*This review was composed by Jesse Richman and edited by Erik van Rheenen
★★★☆★
Credit Transit for not burying the lede. Young New England, the band’s knotty fourth full-length, wrestles with those titular twin poles of identity — age and place — in each of its thirteen songs.
Not that evolution and growth are anything new for Transit; starting with 2011’s largely acoustic Something Left Behind EP, and continuing on that year’s full-length, Listen & Forgive, the Bostonian quintet have undergone one of the scene’s more dramatic transformations in recent years, morphing from an nothing-special pop-punk group into a confident, Midwestern emo embracing rock/indie outfit. Young New England finds the men of Transit in another transitional phase, but this time it’s not so much a musical vertex as it is an inflection point in their larger lives: they’ve reached the proverbial quarter-life crisis.
The Transit of Young New England is a group old enough to understand that they won’t be young forever, young enough to still believe that growing slightly older is somehow noteworthy, and positively obsessed with gripping to, and slipping from, time’s pull. It’s a fixation that begins with the title of the album’s lead track, “Nothing Lasts Forever,” and carries straight through to album closer “Lake Q,” where vocalist Joe Boynton laments that, “we keep sleeping through the heat of the moment / and sunsets we forget to notice.” In Boynton’s world, the tick of the clock is a unit of currency; he seems terrified of time’s passage itself, working on the assumption that each moment left is a moment lost, a grain of hourglass-sand through his fingers and into a hole in the earth, irretrievable. Conversely, he takes on a self-congratulatory tone when he finds he’s used a moment well; in “Summer, ME” he sings jubilantly that “these are the nights that fill my heart / and these are the times we’ll keep and carry / older, oh oh, we’re getting older.”

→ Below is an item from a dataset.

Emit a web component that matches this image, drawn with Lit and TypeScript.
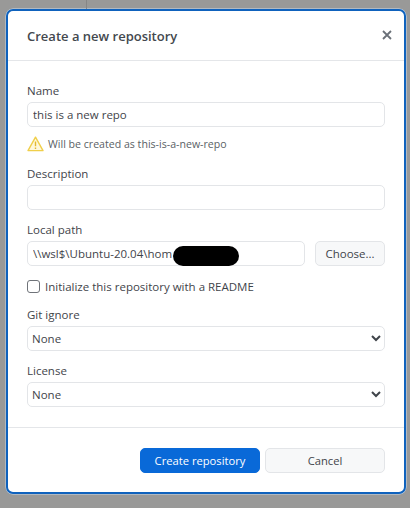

If Boynton is desperately hanging on to the present with one hand, the other tethers the past in a vice grip; for all he sings of letting go, he holds those lost moments close. “Is it so hard to forget the nights we used to spend tangled up?” he asks on “Sleep,” before asserting that he “won’t sing those songs again.” But of course, he’s just done so. Similarly, in “So Long, So Long” Boynton announces “so long, so long to the silver days / so long, so long to feeling second rate,” but by the end of the track he’s been reduced to begging “take me, let’s run away,” the desperate cry of a man who can’t let go of even the worst of moments. It often seems as if, for Boynton, even rotten time is better than no time at all.
Not that these preoccupations are restricted to the subliminal. Boynton addresses the subject directly on the Peter Pan-referencing “Second To Right” — “we only want what we can’t have // we’re always hung up in the past […] that silver star second to right / won’t shine again a second time.” Like metaphorical Wendys, Young New England finds Transit caught in that liminal phase between adolescence and adulthood, forced to choose between the awful reality of growing up and the awful reality of not growing up, with time angling to take even that one terrible choice away.
It’s not only time that Transit is struggling to come to terms with on Young New England: it’s also their place in the world. While punks have rallied around their local scenes since time immemorial, there’s always been something special about Bostonians. There’s fierceness and vociferousness to Masshole loyalties that eclipses all sense and sensibility. It’s a form of pride sloshed over with insecurity — these are, after all, the folks who will break out “Yankees Suck!” chants at wrestling matches, concert set breaks and political rallies. And for the kids who grow up steeped in that ruddy, sudsy mix of beer and grit, it’s only natural that those influences become part and parcel of their music.